One sentence takeaway. Trust is built through repeated usefulness, not titles.

7. Great leaders simplify complexity for others

Simple idea. Your role is to reduce cognitive load for teams.

Why it matters. Complexity slows execution and increases errors.

Example. A tech lead reduces five deployment steps into a single automated pipeline.

How to apply. Always ask what can be removed or automated.

Action today. Find one repeated manual step in your workflow and propose automation.

Common mistakes.

  • Adding tools instead of removing steps.
  • Over explaining systems.
  • Accepting complexity as normal.

One sentence takeaway. Leadership is simplification at scale.

8. Strategy is choosing what not to do

Simple idea. Focus requires exclusion.

Why it matters. Teams fail more from scattered focus than from lack of talent.

Example. A company delays three minor features to focus entirely on reliability improvements, increasing long term growth.

How to apply. Explicitly define what your team will not work on.

Action today. Write down one thing your team should stop doing this month.

Common mistakes.

  • Trying to do everything.
  • Avoiding hard tradeoffs.
  • Changing priorities too often.

One sentence takeaway. Focus is defined by what you refuse to do.

9. Feedback loops are your strongest growth tool

Simple idea. Fast feedback improves systems and people quickly.

Why it matters. Slow feedback hides problems until they become expensive.

Example. A team introduces weekly post mortems instead of quarterly reviews and fixes issues faster.

How to apply. Shorten the time between action and learning.

Action today. Set up one recurring feedback checkpoint in your team process.

Common mistakes.

  • Avoiding uncomfortable feedback.
  • Waiting too long to review outcomes.
  • Treating feedback as criticism instead of learning.

One sentence takeaway. Speed of feedback defines speed of growth.

10. Leadership scales through systems, not effort

Simple idea. If your impact depends on your personal effort, you are not scaling.

Why it matters. Executives build systems that operate without them.

Example. A leader creates documentation standards and automation so teams function smoothly without constant supervision.

How to apply. Replace personal involvement with repeatable systems.

Action today. Identify one task you personally repeat and document or automate it.

Common mistakes.

  • Being the bottleneck.
  • Not documenting knowledge.
  • Over relying on meetings.

One sentence takeaway.

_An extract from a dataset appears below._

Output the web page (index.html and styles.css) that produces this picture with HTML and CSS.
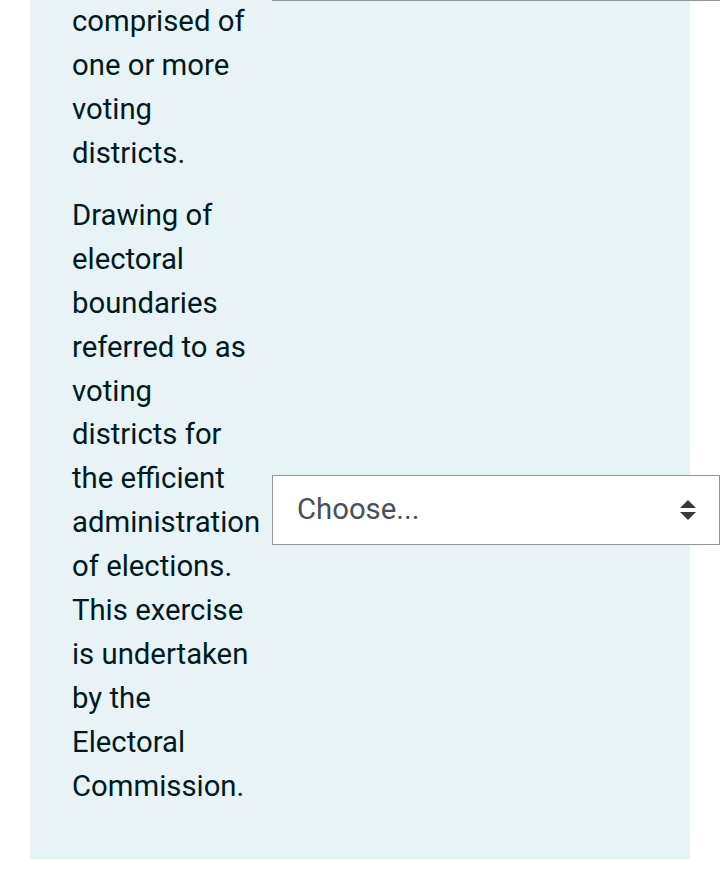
FILE: index.html
```html
<!DOCTYPE html>
<html lang="en">
<head>
<meta charset="utf-8">
<title>Matching question</title>
<link rel="stylesheet" href="styles.css">
</head>
<body>
<div class="formulation">
  <div class="match-row first">
    <div class="text-cell">
      <p>comprised of one or more voting districts.</p>
    </div>
    <div class="control-cell top">
      <div class="select-edge"></div>
    </div>
  </div>
  <div class="match-row">
    <div class="text-cell">
      <p>Drawing of electoral boundaries referred to as voting districts for the efficient administration of elections. This exercise is undertaken by the Electoral Commission.</p>
    </div>
    <div class="control-cell">
      <div class="select">
        <span class="select-label">Choose...</span>
        <svg class="select-arrow" viewBox="0 0 4 5" width="16" height="20" aria-hidden="true"><path d="M2 0L0 2h4zm0 5L0 3h4z" fill="#343a40"/></svg>
      </div>
    </div>
  </div>
</div>
</body>
</html>
```

FILE: styles.css
```css
html, body {
  margin: 0;
  padding: 0;
  background: #ffffff;
}

body {
  font-family: Roboto, "Liberation Sans", Arial, sans-serif;
  font-size: 29.3px;
  line-height: 1.5;
  color: #001a1e;
  overflow: hidden;
}

.formulation {
  margin-left: 30px;
  width: 660px;
  box-sizing: border-box;
  background: #e7f3f5;
  padding: 0 0 32px 42px;
}

.match-row {
  display: grid;
  grid-template-columns: 200px 448px;
  align-items: center;
}

.match-row.first {
  align-items: start;
}

.text-cell {
  width: 190px;
  padding-right: 10px;
  padding-bottom: 18px;
}

.text-cell p {
  margin: 0;
}

.control-cell {
  width: 448px;
}

.select-edge {
  height: 0;
  border-bottom: 1px solid #8f959e;
}

.select {
  box-sizing: border-box;
  height: 70px;
  width: 448px;
  background: #ffffff;
  border: 1px solid #8f959e;
  display: flex;
  align-items: center;
  justify-content: space-between;
  padding: 0 23px 0 24px;
  color: #495057;
}

.select-label {
  line-height: 1.5;
}

.select-arrow {
  display: block;
  width: 16px;
  height: 20px;
}
```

If it depends on you, it does not scale.

The 10 lessons in one page

  1. Impact matters more than output.
  2. Leadership is decision making under uncertainty.
  3. Alignment drives execution more than intelligence.
  4. Systems matter more than individual effort.
  5. Communication is a core engineering skill.
  6. Trust is built through consistent usefulness.
  7. Simplicity increases team speed.
  8. Focus requires saying no.
  9. Fast feedback improves outcomes.
  10. Scalable leadership removes dependency on individuals.

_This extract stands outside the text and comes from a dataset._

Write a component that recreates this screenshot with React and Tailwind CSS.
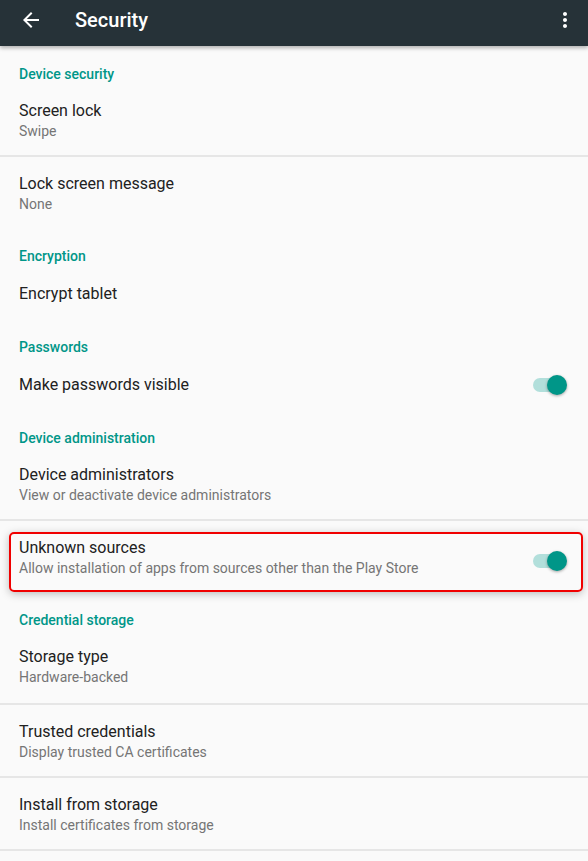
import React from 'react';

const font = { fontFamily: 'Roboto, "Liberation Sans", sans-serif' };

const Category = ({ title }) => (
  <div className="h-[38px] pt-[18px] pl-[19px] text-[14px] leading-[20px] font-medium text-[#009688]">
    {title}
  </div>
);

const Divider = () => <div className="h-[2px] bg-[#e6e6e6]" />;

const Toggle = () => (
  <div className="relative w-[34px] h-5 shrink-0">
    <div className="absolute left-0 top-[3px] w-[28px] h-[14px] rounded-full bg-[#b2dfdb]" />
    <div className="absolute right-0 top-0 w-5 h-5 rounded-full bg-[#009688] shadow-[0_1px_3px_rgba(0,0,0,0.35)]" />
  </div>
);

const Item = ({ title, summary, toggle, highlight, tall }) => (
  <div
    className={`relative flex pl-[19px] pr-[21px] ${
      summary
        ? `${tall ? 'h-[73px]' : 'h-[71px]'} items-start pt-[17px]`
        : 'h-[53px] items-center pt-[2px]'
    }`}
  >
    <div className="flex-1">
      <div className="text-[16px] leading-[20px] text-[#212121]">{title}</div>
      {summary && (
        <div className="text-[14px] leading-[20px] text-[#757575]">{summary}</div>
      )}
    </div>
    {toggle && (
      <div className={summary ? 'mt-[13px]' : ''}>
        <Toggle />
      </div>
    )}
    {highlight && (
      <div className="absolute left-[9px] right-[5px] top-[11px] bottom-0 rounded-[5px] border-2 border-[#f00000] shadow-[0_2px_8px_rgba(0,0,0,0.25)] pointer-events-none" />
    )}
  </div>
);

export default function App() {
  return (
    <div className="w-[588px] h-[861px] bg-[#fafafa] overflow-hidden" style={font}>
      {/* toolbar */}
      <div className="relative z-10 h-[46px] bg-[#263238] flex items-center pb-[6px] shadow-[0_2px_4px_rgba(0,0,0,0.3)]">
        <svg width="24" height="24" viewBox="0 0 24 24" className="ml-[19px]">
          <path d="M20 11H7.83l5.59-5.59L12 4l-8 8 8 8 1.41-1.41L7.83 13H20v-2z" fill="#fff" />
        </svg>
        <div className="ml-[32px] text-[20px] leading-[24px] font-medium text-white">Security</div>
        <div className="flex-1" />
        <svg width="24" height="24" viewBox="0 0 24 24" className="mr-[11px]">
          <path
            d="M12 8c1.1 0 2-.9 2-2s-.9-2-2-2-2 .9-2 2 .9 2 2 2zm0 2c-1.1 0-2 .9-2 2s.9 2 2 2 2-.9 2-2-.9-2-2-2zm0 6c-1.1 0-2 .9-2 2s.9 2 2 2 2-.9 2-2-.9-2-2-2z"
            fill="#fff"
          />
        </svg>
      </div>

      <Category title="Device security" />
      <Item title="Screen lock" summary="Swipe" />
      <Divider />
      <Item title="Lock screen message" summary="None" />

      <Category title="Encryption" />
      <Item title="Encrypt tablet" />

      <Category title="Passwords" />
      <Item title="Make passwords visible" toggle />

      <Category title="Device administration" />
      <Item title="Device administrators" summary="View or deactivate device administrators" />
      <Divider />
      <Item
        title="Unknown sources"
        summary="Allow installation of apps from sources other than the Play Store"
        toggle
        highlight
      />

      <Category title="Credential storage" />
      <Item title="Storage type" summary="Hardware-backed" tall />
      <Divider />
      <Item title="Trusted credentials" summary="Display trusted CA certificates" />
      <Divider />
      <Item title="Install from storage" summary="Install certificates from storage" />
      <Divider />
    </div>
  );
}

One page implementation plan

Daily habits

  • Spend 10 minutes identifying one system improvement opportunity.
  • Write one clear structured explanation of a technical topic.
  • Help one person unblock a task.

Weekly habits

  • Review one team process and remove friction.
  • Run one feedback session with peers.
  • Identify one decision made under uncertainty and evaluate the outcome.

Monthly habits

  • Automate or document one recurring task.
  • Eliminate one low value activity.
  • Improve one communication template used by your team.

30 day challenge

Week 1. Focus on identifying friction points in your daily work.

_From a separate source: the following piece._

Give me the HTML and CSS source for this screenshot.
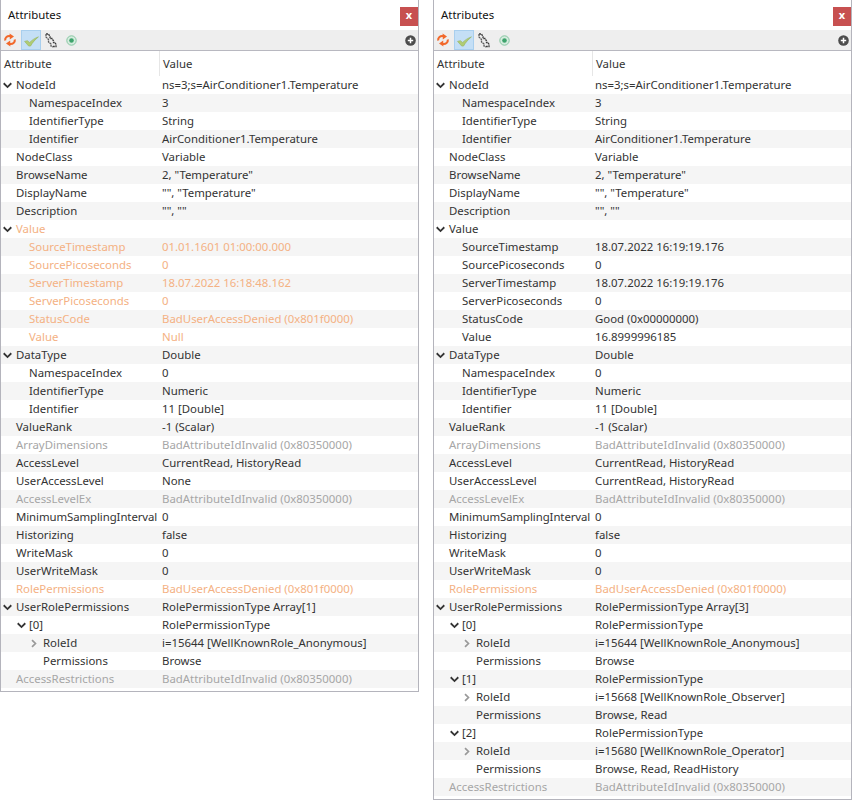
FILE: index.html
```html
<!DOCTYPE html>
<html lang="en">
<head>
<meta charset="utf-8">
<title>Attributes</title>
<link rel="stylesheet" href="styles.css">
</head>
<body>
<svg class="defs" width="0" height="0" aria-hidden="true">
  <symbol id="open" viewBox="0 0 10 7"><path d="M.8 1 5 5.2 9.2 1" fill="none" stroke="currentColor" stroke-width="2"/></symbol>
  <symbol id="closed" viewBox="0 0 7 10"><path d="M1.2 1 5.2 5 1.2 9" fill="none" stroke="currentColor" stroke-width="2"/></symbol>
  <symbol id="refresh" viewBox="0 0 14 14"><path d="M2.2 7.5C1.8 4.6 4.2 2.4 7.6 3.2" fill="none" stroke="#f2682a" stroke-width="2.1"/><path d="M6.6.4 11 3.4 6.8 6.6Z" fill="#f2682a"/><path d="M11.8 6.5C12.2 9.4 9.8 11.6 6.4 10.8" fill="none" stroke="#f2682a" stroke-width="2.1"/><path d="M7.4 13.6 3 10.6 7.2 7.4Z" fill="#f2682a"/></symbol>
  <symbol id="check" viewBox="0 0 16 12"><path d="M.6 6.4 3.6 5.6 6 7.6C8.4 5 11.4 3 15.4 1.6 12 4.4 9.2 7.4 7 11.4L5 11.4Z" fill="#b0cc74" stroke="#94b25a" stroke-width=".6"/></symbol>
  <symbol id="tree" viewBox="0 0 12 15"><path d="M1 1H3.5L5 3.5V5.5H7L8.5 8V9.5H10L11 11.5V13.5H8" fill="none" stroke="#3c3c3c" stroke-width="1.3" stroke-dasharray="2 .6"/><path d="M1 1V4L3.5 6.5V9L6 11V13L8 14" fill="none" stroke="#5c5c5c" stroke-width="1.3" stroke-dasharray="2 .6"/></symbol>
  <symbol id="target" viewBox="0 0 11 11"><circle cx="5.5" cy="5.5" r="4.7" fill="#d6ecdf" stroke="#86c6a2"/><circle cx="5.5" cy="5.5" r="2.3" fill="#3ea36c"/></symbol>
  <symbol id="add" viewBox="0 0 11 11"><circle cx="5.5" cy="5.5" r="5.3" fill="#4c4c4c"/><path d="M5.5 2.8V8.2M2.8 5.5H8.2" stroke="#fff" stroke-width="1.5"/></symbol>
</svg>
<main class="desk">
<section class="panel">
  <header class="title"><h2>Attributes</h2><button class="close">x</button></header>
  <div class="tools">
    <span class="tool"><svg class="i14"><use href="#refresh"/></svg></span>
    <span class="tool on"><svg class="i16"><use href="#check"/></svg></span>
    <span class="tool"><svg class="i-tree"><use href="#tree"/></svg></span>
    <span class="tool"><svg class="i11"><use href="#target"/></svg></span>
    <svg class="i11 plus"><use href="#add"/></svg>
  </div>
  <div class="head"><div class="hname">Attribute</div><div class="hvalue">Value</div></div>
  <div class="rows">
    <div class="row"><div class="name l0"><svg class="tw"><use href="#open"/></svg>NodeId</div><div class="val">ns=3;s=AirConditioner1.Temperature</div></div>
    <div class="row"><div class="name l1"><i class="tw"></i>NamespaceIndex</div><div class="val">3</div></div>
    <div class="row"><div class="name l1"><i class="tw"></i>IdentifierType</div><div class="val">String</div></div>
    <div class="row"><div class="name l1"><i class="tw"></i>Identifier</div><div class="val">AirConditioner1.Temperature</div></div>
    <div class="row"><div class="name l0"><i class="tw"></i>NodeClass</div><div class="val">Variable</div></div>
    <div class="row"><div class="name l0"><i class="tw"></i>BrowseName</div><div class="val">2, "Temperature"</div></div>
    <div class="row"><div class="name l0"><i class="tw"></i>DisplayName</div><div class="val">"", "Temperature"</div></div>
    <div class="row"><div class="name l0"><i class="tw"></i>Description</div><div class="val">"", ""</div></div>
    <div class="row denied"><div class="name l0"><svg class="tw"><use href="#open"/></svg>Value</div><div class="val"></div></div>
    <div class="row denied"><div class="name l1"><i class="tw"></i>SourceTimestamp</div><div class="val">01.01.1601 01:00:00.000</div></div>
    <div class="row denied"><div class="name l1"><i class="tw"></i>SourcePicoseconds</div><div class="val">0</div></div>
    <div class="row denied"><div class="name l1"><i class="tw"></i>ServerTimestamp</div><div class="val">18.07.2022 16:18:48.162</div></div>
    <div class="row denied"><div class="name l1"><i class="tw"></i>ServerPicoseconds</div><div class="val">0</div></div>
    <div class="row denied"><div class="name l1"><i class="tw"></i>StatusCode</div><div class="val">BadUserAccessDenied (0x801f0000)</div></div>
    <div class="row denied"><div class="name l1"><i class="tw"></i>Value</div><div class="val">Null</div></div>
    <div class="row"><div class="name l0"><svg class="tw"><use href="#open"/></svg>DataType</div><div class="val">Double</div></div>
    <div class="row"><div class="name l1"><i class="tw"></i>NamespaceIndex</div><div class="val">0</div></div>
    <div class="row"><div class="name l1"><i class="tw"></i>IdentifierType</div><div class="val">Numeric</div></div>
    <div class="row"><div class="name l1"><i class="tw"></i>Identifier</div><div class="val">11 [Double]</div></div>
    <div class="row"><div class="name l0"><i class="tw"></i>ValueRank</div><div class="val">-1 (Scalar)</div></div>
    <div class="row invalid"><div class="name l0"><i class="tw"></i>ArrayDimensions</div><div class="val">BadAttributeIdInvalid (0x80350000)</div></div>
    <div class="row"><div class="name l0"><i class="tw"></i>AccessLevel</div><div class="val">CurrentRead, HistoryRead</div></div>
    <div class="row"><div class="name l0"><i class="tw"></i>UserAccessLevel</div><div class="val">None</div></div>
    <div class="row invalid"><div class="name l0"><i class="tw"></i>AccessLevelEx</div><div class="val">BadAttributeIdInvalid (0x80350000)</div></div>
    <div class="row"><div class="name l0"><i class="tw"></i><span class="fit">MinimumSamplingInterval</span></div><div class="val">0</div></div>
    <div class="row"><div class="name l0"><i class="tw"></i>Historizing</div><div class="val">false</div></div>
    <div class="row"><div class="name l0"><i class="tw"></i>WriteMask</div><div class="val">0</div></div>
    <div class="row"><div class="name l0"><i class="tw"></i>UserWriteMask</div><div class="val">0</div></div>
    <div class="row denied"><div class="name l0"><i class="tw"></i>RolePermissions</div><div class="val">BadUserAccessDenied (0x801f0000)</div></div>
    <div class="row"><div class="name l0"><svg class="tw"><use href="#open"/></svg>UserRolePermissions</div><div class="val">RolePermissionType Array[1]</div></div>
    <div class="row"><div class="name l1"><svg class="tw"><use href="#open"/></svg>[0]</div><div class="val">RolePermissionType</div></div>
    <div class="row"><div class="name l2"><svg class="tw shut"><use href="#closed"/></svg>RoleId</div><div class="val">i=15644 [WellKnownRole_Anonymous]</div></div>
    <div class="row"><div class="name l2"><i class="tw"></i>Permissions</div><div class="val">Browse</div></div>
    <div class="row invalid"><div class="name l0"><i class="tw"></i>AccessRestrictions</div><div class="val">BadAttributeIdInvalid (0x80350000)</div></div>
  </div>
</section>
<section class="panel">
  <header class="title"><h2>Attributes</h2><button class="close">x</button></header>
  <div class="tools">
    <span class="tool"><svg class="i14"><use href="#refresh"/></svg></span>
    <span class="tool on"><svg class="i16"><use href="#check"/></svg></span>
    <span class="tool"><svg class="i-tree"><use href="#tree"/></svg></span>
    <span class="tool"><svg class="i11"><use href="#target"/></svg></span>
    <svg class="i11 plus"><use href="#add"/></svg>
  </div>
  <div class="head"><div class="hname">Attribute</div><div class="hvalue">Value</div></div>
  <div class="rows">
    <div class="row"><div class="name l0"><svg class="tw"><use href="#open"/></svg>NodeId</div><div class="val">ns=3;s=AirConditioner1.Temperature</div></div>
    <div class="row"><div class="name l1"><i class="tw"></i>NamespaceIndex</div><div class="val">3</div></div>
    <div class="row"><div class="name l1"><i class="tw"></i>IdentifierType</div><div class="val">String</div></div>
    <div class="row"><div class="name l1"><i class="tw"></i>Identifier</div><div class="val">AirConditioner1.Temperature</div></div>
    <div class="row"><div class="name l0"><i class="tw"></i>NodeClass</div><div class="val">Variable</div></div>
    <div class="row"><div class="name l0"><i class="tw"></i>BrowseName</div><div class="val">2, "Temperature"</div></div>
    <div class="row"><div class="name l0"><i class="tw"></i>DisplayName</div><div class="val">"", "Temperature"</div></div>
    <div class="row"><div class="name l0"><i class="tw"></i>Description</div><div class="val">"", ""</div></div>
    <div class="row"><div class="name l0"><svg class="tw"><use href="#open"/></svg>Value</div><div class="val"></div></div>
    <div class="row"><div class="name l1"><i class="tw"></i>SourceTimestamp</div><div class="val">18.07.2022 16:19:19.176</div></div>
    <div class="row"><div class="name l1"><i class="tw"></i>SourcePicoseconds</div><div class="val">0</div></div>
    <div class="row"><div class="name l1"><i class="tw"></i>ServerTimestamp</div><div class="val">18.07.2022 16:19:19.176</div></div>
    <div class="row"><div class="name l1"><i class="tw"></i>ServerPicoseconds</div><div class="val">0</div></div>
    <div class="row"><div class="name l1"><i class="tw"></i>StatusCode</div><div class="val">Good (0x00000000)</div></div>
    <div class="row"><div class="name l1"><i class="tw"></i>Value</div><div class="val">16.8999996185</div></div>
    <div class="row"><div class="name l0"><svg class="tw"><use href="#open"/></svg>DataType</div><div class="val">Double</div></div>
    <div class="row"><div class="name l1"><i class="tw"></i>NamespaceIndex</div><div class="val">0</div></div>
    <div class="row"><div class="name l1"><i class="tw"></i>IdentifierType</div><div class="val">Numeric</div></div>
    <div class="row"><div class="name l1"><i class="tw"></i>Identifier</div><div class="val">11 [Double]</div></div>
    <div class="row"><div class="name l0"><i class="tw"></i>ValueRank</div><div class="val">-1 (Scalar)</div></div>
    <div class="row invalid"><div class="name l0"><i class="tw"></i>ArrayDimensions</div><div class="val">BadAttributeIdInvalid (0x80350000)</div></div>
    <div class="row"><div class="name l0"><i class="tw"></i>AccessLevel</div><div class="val">CurrentRead, HistoryRead</div></div>
    <div class="row"><div class="name l0"><i class="tw"></i>UserAccessLevel</div><div class="val">CurrentRead, HistoryRead</div></div>
    <div class="row invalid"><div class="name l0"><i class="tw"></i>AccessLevelEx</div><div class="val">BadAttributeIdInvalid (0x80350000)</div></div>
    <div class="row"><div class="name l0"><i class="tw"></i><span class="fit">MinimumSamplingInterval</span></div><div class="val">0</div></div>
    <div class="row"><div class="name l0"><i class="tw"></i>Historizing</div><div class="val">false</div></div>
    <div class="row"><div class="name l0"><i class="tw"></i>WriteMask</div><div class="val">0</div></div>
    <div class="row"><div class="name l0"><i class="tw"></i>UserWriteMask</div><div class="val">0</div></div>
    <div class="row denied"><div class="name l0"><i class="tw"></i>RolePermissions</div><div class="val">BadUserAccessDenied (0x801f0000)</div></div>
    <div class="row"><div class="name l0"><svg class="tw"><use href="#open"/></svg>UserRolePermissions</div><div class="val">RolePermissionType Array[3]</div></div>
    <div class="row"><div class="name l1"><svg class="tw"><use href="#open"/></svg>[0]</div><div class="val">RolePermissionType</div></div>
    <div class="row"><div class="name l2"><svg class="tw shut"><use href="#closed"/></svg>RoleId</div><div class="val">i=15644 [WellKnownRole_Anonymous]</div></div>
    <div class="row"><div class="name l2"><i class="tw"></i>Permissions</div><div class="val">Browse</div></div>
    <div class="row"><div class="name l1"><svg class="tw"><use href="#open"/></svg>[1]</div><div class="val">RolePermissionType</div></div>
    <div class="row"><div class="name l2"><svg class="tw shut"><use href="#closed"/></svg>RoleId</div><div class="val">i=15668 [WellKnownRole_Observer]</div></div>
    <div class="row"><div class="name l2"><i class="tw"></i>Permissions</div><div class="val">Browse, Read</div></div>
    <div class="row"><div class="name l1"><svg class="tw"><use href="#open"/></svg>[2]</div><div class="val">RolePermissionType</div></div>
    <div class="row"><div class="name l2"><svg class="tw shut"><use href="#closed"/></svg>RoleId</div><div class="val">i=15680 [WellKnownRole_Operator]</div></div>
    <div class="row"><div class="name l2"><i class="tw"></i>Permissions</div><div class="val">Browse, Read, ReadHistory</div></div>
    <div class="row invalid"><div class="name l0"><i class="tw"></i>AccessRestrictions</div><div class="val">BadAttributeIdInvalid (0x80350000)</div></div>
  </div>
</section>
</main>
</body>
</html>
```

FILE: styles.css
```css
* { box-sizing: border-box; }
html, body { margin: 0; padding: 0; background: #fff; }
body { font-family: "Noto Sans", "Liberation Sans", sans-serif; font-size: 11.4px; color: #333; }
.defs { position: absolute; }
.desk { display: flex; align-items: flex-start; gap: 14px; }
.panel { width: 419px; border: 1px solid #b4b4bc; border-top: 0; background: #fff; padding-bottom: 3px; }
.title { height: 30px; display: flex; align-items: center; justify-content: space-between; padding: 0 0 1px 7px; }
.title h2 { margin: 0; font-size: 11.4px; font-weight: 400; color: #111; }
.close { width: 18px; height: 19px; margin: 3px 0 0; padding: 0 0 3px; border: 0; background: #c75050; color: #fff; font: 700 11px "Noto Sans", sans-serif; }
.tools { height: 21px; display: flex; align-items: center; background: #eee; border-bottom: 1px solid #b8b8c0; padding-right: 2px; }
.tool { width: 20px; height: 20px; display: flex; align-items: center; justify-content: center; }
.tool:first-child { width: 18px; margin-right: 2px; }
.tool.on { background: #c4dff6; border: 1px solid #a9cfee; }
.i14 { width: 14px; height: 14px; }
.i-tree { width: 12px; height: 15px; }
.i16 { width: 15px; height: 12px; margin-top: 2px; }
.i11 { width: 11px; height: 11px; }
.plus { margin-left: auto; }
.head { height: 25px; display: grid; grid-template-columns: 158px 1fr; align-items: stretch; }
.hname { padding: 5px 0 0 3px; }
.hvalue { padding: 5px 0 0 3px; border-left: 1px solid #e6e6e6; }
.row { height: 18px; line-height: 18px; display: grid; grid-template-columns: 160px 1fr; white-space: nowrap; }
.row:nth-child(even) { background: #f5f5f5; }
.name { display: flex; align-items: center; }
.fit { letter-spacing: -.08px; }
.val { padding-left: 1px; }
.l0 { padding-left: 2px; }
.l1 { padding-left: 16px; }
.l2 { padding-left: 29px; }
.tw { flex: none; width: 9px; height: 7px; margin: 0 4px 0 0; color: #333; }
.l1 .tw { margin-right: 3px; }
i.tw { height: 0; }
.l0 i.tw { margin-right: 4px; }
.tw.shut { color: #999; width: 6px; height: 9px; margin: 0 6px 0 1px; }
.denied { color: #f4b183; }
.denied .tw { color: #333; }
.invalid { color: #a6a6a6; }
```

Week 2. Improve one process and document it.

Week 3. Take ownership of one cross team decision.

Week 4. Remove yourself from one recurring dependency by building a system or delegation path.

Core ideas worth remembering

Impact grows when your work enables others to produce more.

Clarity in communication reduces friction in execution.

A team moves at the speed of its alignment, not its talent.

Systems are what remain when individuals are removed.

Every repeated task is an opportunity for scale.

Leadership begins when personal output stops being the main lever.

The best decision is often the one that allows fast learning.